Burada amaç şöyle bir izlenim vermekti: Bu program, bir yandan, (özel maksatlar için ayrılmış, bazısı çoktan tahsis edilmiş ve ödemesi tamamen Avrupa Birliği anlaşmasına dayalı) Avrupa kredilerinin yeniden yönlendirilmesiyle; diğer yandansa, vergi reformu ve yüksek bir bütçe açığına gerek duyulmaksızın, vergi hasılatının daha etkin bir şekilde toplanmasıyla gerçekleştirilebilir.

Hükümetin AB’ye karşı stratejik yönelimi oldukça belirsiz. Galibiyetten sonra, Syriza lideri Alexis Tsipras, “samimi bir diyalog”dan ve “karşılıklı avantajlı çözümden” bahsederek AB’ye ve piyasalara güvence vermeye istekliydi. “Borç” kelimesini ağzına bile almadı.

Dün yoldaşların, kendini Alman Şansölyesi Angela Merkel’in ve Alman Finans Bakanı Wolfgang Schäuble’nin büyük bir düşmanı ve hatta neredeyse Syriza’nın müttefiki olarak sunan Avrupa Merkez Bankası Başkanı Mario Draghi’yi övdüğünü duyduğumda âdeta sarsıldım. Bugünse, partinin internet sayfasını gülümseyen yüzüyle süsleyen tek Avrupa lideri, AB parlamento başkanı ve Alman Sosyal Demokratlar üyesi olan ve Tsipras ile acilen toplanmayı talep etmiş olan Martin Schulz’dur.

Hatta partideki bazı çevreler  “AB bizimle onurlu bir uzlaşma yapmaya hazır” anlamındaki “Avrupa değişiyor” gibi kampanya sloganlarının doğru olduğuna kendilerini ikna etmiş gibi görünüyor.

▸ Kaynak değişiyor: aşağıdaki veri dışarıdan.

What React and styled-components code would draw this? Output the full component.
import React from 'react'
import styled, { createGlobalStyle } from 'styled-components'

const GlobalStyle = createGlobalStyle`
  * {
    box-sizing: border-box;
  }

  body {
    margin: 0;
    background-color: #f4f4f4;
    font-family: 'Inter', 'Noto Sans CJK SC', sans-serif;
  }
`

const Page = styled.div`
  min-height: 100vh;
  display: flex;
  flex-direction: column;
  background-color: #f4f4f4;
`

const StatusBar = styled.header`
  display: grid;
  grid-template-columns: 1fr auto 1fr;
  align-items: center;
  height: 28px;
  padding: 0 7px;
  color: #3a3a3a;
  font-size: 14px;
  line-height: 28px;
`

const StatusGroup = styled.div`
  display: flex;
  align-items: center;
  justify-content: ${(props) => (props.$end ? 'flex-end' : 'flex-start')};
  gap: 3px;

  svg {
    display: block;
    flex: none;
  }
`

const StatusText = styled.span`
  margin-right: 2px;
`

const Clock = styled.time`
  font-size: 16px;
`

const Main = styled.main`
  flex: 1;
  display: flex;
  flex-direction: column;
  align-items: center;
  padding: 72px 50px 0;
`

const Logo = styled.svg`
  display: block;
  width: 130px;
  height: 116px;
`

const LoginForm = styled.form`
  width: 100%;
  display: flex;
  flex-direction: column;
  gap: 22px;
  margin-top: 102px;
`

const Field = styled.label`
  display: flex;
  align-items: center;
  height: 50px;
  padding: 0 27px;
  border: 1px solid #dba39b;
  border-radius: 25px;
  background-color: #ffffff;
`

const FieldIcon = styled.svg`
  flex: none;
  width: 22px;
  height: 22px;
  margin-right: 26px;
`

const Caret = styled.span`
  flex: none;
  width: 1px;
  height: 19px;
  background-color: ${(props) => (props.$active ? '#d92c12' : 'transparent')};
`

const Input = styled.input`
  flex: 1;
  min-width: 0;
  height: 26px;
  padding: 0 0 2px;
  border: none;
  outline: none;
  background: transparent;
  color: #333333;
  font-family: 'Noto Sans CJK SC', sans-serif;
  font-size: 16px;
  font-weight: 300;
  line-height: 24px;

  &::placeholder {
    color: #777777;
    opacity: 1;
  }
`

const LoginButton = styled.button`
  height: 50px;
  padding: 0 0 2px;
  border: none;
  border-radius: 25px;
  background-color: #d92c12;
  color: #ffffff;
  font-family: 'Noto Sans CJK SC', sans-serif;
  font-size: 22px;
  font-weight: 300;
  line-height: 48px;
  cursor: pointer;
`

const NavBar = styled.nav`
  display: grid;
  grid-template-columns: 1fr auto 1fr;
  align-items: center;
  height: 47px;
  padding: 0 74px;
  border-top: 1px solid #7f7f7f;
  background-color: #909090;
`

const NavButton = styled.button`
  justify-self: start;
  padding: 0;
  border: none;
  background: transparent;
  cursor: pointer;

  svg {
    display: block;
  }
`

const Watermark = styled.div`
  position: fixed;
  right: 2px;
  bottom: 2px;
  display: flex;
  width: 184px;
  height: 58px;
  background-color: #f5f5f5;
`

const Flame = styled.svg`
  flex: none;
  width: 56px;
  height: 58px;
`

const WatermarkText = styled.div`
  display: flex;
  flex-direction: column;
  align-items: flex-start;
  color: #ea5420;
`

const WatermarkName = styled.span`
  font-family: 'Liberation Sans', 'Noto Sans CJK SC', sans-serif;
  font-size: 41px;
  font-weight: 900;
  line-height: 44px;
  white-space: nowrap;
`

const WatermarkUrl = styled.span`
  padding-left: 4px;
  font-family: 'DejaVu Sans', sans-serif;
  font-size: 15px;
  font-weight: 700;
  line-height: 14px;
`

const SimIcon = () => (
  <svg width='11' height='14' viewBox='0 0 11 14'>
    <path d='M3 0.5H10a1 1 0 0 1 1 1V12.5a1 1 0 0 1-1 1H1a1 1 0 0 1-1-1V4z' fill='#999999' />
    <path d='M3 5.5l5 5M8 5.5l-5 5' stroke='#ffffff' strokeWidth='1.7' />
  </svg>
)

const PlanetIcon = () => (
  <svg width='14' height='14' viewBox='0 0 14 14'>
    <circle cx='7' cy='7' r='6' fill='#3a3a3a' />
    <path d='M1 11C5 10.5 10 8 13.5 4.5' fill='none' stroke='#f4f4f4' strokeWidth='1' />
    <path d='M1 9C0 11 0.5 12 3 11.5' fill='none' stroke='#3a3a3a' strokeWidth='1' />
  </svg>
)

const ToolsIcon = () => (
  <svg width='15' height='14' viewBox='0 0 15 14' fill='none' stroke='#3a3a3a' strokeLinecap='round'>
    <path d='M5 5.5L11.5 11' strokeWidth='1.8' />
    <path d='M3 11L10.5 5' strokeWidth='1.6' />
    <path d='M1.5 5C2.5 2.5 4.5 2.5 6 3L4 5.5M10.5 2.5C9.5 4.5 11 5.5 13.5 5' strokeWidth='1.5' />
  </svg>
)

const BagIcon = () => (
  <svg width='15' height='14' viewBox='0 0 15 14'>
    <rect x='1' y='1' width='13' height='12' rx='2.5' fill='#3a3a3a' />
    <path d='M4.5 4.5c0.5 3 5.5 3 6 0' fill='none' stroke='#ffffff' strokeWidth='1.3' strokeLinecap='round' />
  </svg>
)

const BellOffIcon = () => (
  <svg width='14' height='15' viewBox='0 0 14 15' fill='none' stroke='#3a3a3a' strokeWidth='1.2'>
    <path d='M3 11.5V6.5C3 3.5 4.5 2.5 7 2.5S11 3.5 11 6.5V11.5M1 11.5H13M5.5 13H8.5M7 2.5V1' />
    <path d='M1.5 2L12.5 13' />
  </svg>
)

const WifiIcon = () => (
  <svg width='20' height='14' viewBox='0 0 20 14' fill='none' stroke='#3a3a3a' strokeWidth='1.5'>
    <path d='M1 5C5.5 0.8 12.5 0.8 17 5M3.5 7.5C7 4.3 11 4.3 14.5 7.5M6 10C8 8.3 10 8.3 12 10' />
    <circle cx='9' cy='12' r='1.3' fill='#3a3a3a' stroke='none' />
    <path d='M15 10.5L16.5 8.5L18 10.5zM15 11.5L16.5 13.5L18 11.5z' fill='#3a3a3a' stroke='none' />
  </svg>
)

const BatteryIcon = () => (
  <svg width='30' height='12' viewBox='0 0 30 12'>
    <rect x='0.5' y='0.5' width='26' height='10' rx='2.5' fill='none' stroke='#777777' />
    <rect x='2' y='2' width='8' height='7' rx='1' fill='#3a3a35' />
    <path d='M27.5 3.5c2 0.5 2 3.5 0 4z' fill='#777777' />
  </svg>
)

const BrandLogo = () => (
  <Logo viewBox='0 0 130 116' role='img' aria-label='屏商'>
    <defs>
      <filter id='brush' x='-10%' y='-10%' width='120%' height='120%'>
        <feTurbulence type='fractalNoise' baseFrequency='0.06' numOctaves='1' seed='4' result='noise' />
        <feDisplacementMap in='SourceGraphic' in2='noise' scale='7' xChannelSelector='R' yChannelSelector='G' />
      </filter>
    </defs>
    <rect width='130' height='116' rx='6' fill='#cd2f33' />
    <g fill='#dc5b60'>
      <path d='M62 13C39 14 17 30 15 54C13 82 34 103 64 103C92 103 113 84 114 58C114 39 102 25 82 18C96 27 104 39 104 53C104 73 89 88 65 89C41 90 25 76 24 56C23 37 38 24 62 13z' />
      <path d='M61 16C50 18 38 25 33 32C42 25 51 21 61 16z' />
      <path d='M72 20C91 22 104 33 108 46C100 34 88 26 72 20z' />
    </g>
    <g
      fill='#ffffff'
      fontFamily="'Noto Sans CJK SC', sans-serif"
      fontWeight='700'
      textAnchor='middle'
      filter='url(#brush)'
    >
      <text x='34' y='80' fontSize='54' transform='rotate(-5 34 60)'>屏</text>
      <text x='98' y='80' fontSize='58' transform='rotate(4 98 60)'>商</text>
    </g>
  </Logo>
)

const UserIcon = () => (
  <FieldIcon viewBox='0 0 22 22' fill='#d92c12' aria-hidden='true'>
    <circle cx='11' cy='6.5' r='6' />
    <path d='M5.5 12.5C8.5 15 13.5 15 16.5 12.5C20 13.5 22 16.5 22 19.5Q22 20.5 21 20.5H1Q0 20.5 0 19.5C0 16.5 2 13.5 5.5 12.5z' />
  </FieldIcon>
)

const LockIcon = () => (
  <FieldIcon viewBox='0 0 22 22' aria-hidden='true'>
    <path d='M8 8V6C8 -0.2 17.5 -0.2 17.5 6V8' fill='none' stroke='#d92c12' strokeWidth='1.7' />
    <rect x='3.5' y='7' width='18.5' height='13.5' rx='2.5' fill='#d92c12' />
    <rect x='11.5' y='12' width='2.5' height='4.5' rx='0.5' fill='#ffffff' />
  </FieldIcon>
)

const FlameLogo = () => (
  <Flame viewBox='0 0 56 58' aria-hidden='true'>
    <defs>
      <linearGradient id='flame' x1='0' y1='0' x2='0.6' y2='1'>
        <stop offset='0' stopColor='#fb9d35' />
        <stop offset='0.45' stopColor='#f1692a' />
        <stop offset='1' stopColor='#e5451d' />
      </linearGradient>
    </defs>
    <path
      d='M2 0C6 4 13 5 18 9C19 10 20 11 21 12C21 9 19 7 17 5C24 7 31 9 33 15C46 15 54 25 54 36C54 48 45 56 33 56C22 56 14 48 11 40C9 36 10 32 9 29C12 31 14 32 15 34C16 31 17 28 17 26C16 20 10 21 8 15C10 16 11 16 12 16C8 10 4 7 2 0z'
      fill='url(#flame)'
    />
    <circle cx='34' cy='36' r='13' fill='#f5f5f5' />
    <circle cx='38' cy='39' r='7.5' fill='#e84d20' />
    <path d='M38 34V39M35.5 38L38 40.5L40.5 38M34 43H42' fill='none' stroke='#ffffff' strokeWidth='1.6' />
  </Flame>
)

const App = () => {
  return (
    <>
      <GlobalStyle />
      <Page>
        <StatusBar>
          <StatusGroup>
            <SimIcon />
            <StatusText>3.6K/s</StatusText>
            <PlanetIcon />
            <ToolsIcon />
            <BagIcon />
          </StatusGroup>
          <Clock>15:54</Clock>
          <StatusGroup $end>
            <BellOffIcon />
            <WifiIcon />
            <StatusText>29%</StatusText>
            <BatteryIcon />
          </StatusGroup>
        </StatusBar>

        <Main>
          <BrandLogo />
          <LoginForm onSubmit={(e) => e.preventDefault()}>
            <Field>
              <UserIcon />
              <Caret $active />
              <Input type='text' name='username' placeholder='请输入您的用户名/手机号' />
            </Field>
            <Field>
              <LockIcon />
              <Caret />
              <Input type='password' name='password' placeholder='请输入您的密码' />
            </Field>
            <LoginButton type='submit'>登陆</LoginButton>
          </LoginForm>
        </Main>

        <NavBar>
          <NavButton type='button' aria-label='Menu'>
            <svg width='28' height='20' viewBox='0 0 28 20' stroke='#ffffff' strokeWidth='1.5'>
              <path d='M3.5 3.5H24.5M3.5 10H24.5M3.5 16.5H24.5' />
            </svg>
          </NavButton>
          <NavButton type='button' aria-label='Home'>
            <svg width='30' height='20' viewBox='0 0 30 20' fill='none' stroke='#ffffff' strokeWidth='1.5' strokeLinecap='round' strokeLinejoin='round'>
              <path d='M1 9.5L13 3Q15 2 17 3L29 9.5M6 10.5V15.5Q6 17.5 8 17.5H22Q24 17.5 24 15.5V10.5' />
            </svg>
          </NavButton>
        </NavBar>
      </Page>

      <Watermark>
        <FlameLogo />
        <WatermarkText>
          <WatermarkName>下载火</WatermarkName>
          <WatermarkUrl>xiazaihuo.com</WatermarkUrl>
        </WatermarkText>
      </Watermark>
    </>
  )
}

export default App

O cephede, en iyi ihtimalle, troykanın bertaraf edilebileceği ve doğrudan AB kurumları ile Memorandumların hafifçe budanmış bir versiyonunun kabul edilmesi için “müzakere edilebileceği” (o sihirli kelime!) düşünülüyor.

Son olarak, Panos Mammenos ve egemenlikçi sağ-kanat Bağımsız Yunanlılar’ı (ANEL), To Potami gibi amacını Syriza’yı AB ve Memorandumlar tarafından koyulan kısıtlı sınırlar içinde durmaya zorlamak olarak açıklayan oluşumlara nazaran kesinlikle kötünün iyisidir fakat yine de kötüdür. Hükümete katılımları, sadece bir bakanlık düzeyinde bile olsa, “kemer sıkma karşıtı bir sol hükümet” fikrinin sonunu simgeleyecektir.

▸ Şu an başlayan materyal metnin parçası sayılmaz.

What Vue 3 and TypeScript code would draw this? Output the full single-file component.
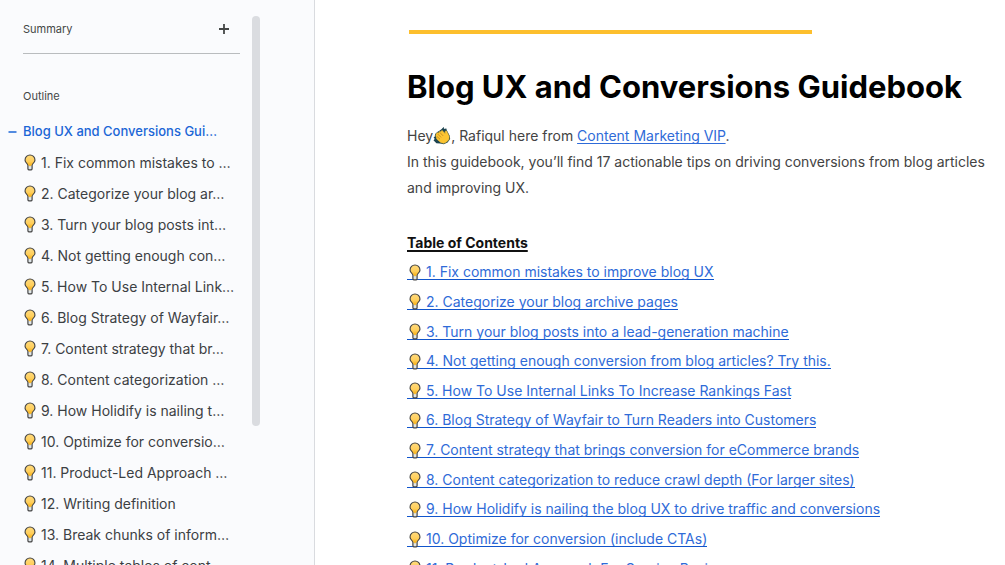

Dahası, ANEL, bir Sağ partidir,  devlet aygıtının “sert çekirdeğini” muhafaza etmek için bir hayli tasalanan bir parti. Dolayısıyla, alacakları kabine bakanlığı hangisi olursa olsun, uyanık bir gözü üzerlerinde tutmak önemli olacaktır. İlk tercihlerinin savunma ya da kamu düzeni bakanlığı olması hiç de sürpriz olmayacaktır. Yine de görünen o ki, istediklerini alamayacaklar.

Syriza’nın manevra yapmak için çok kısıtlı bir payı var, fakat bu ikircikli haller yakın zaman içinde çözülmelidir.. Toplum şu an için pasifliğini sürdürüyor, Syriza’ya bağlanan umutlar hâlâ çok büyük ve çok somut. Devasa önemde görevler, bu gelmekte olan tehlikelerin ve haşin bir biçimde zorlanan parti programının anahtar noktalarını savunmaya azimli güçlerin önünde uzanıyor. İlerideki tehlikelerin farkında olan ve partinin kemer sıkma politikasından kopma programındaki kilit husuları müdafaa etmek için kararlı olan güçleri son derece önemli görevler bekliyor.

Yüzleşme ve kapitülasyon arasında bir orta yol olmadığı konusunda kafamız her zamankinden çok net olmalı. Hakikatin ânı, yakındır.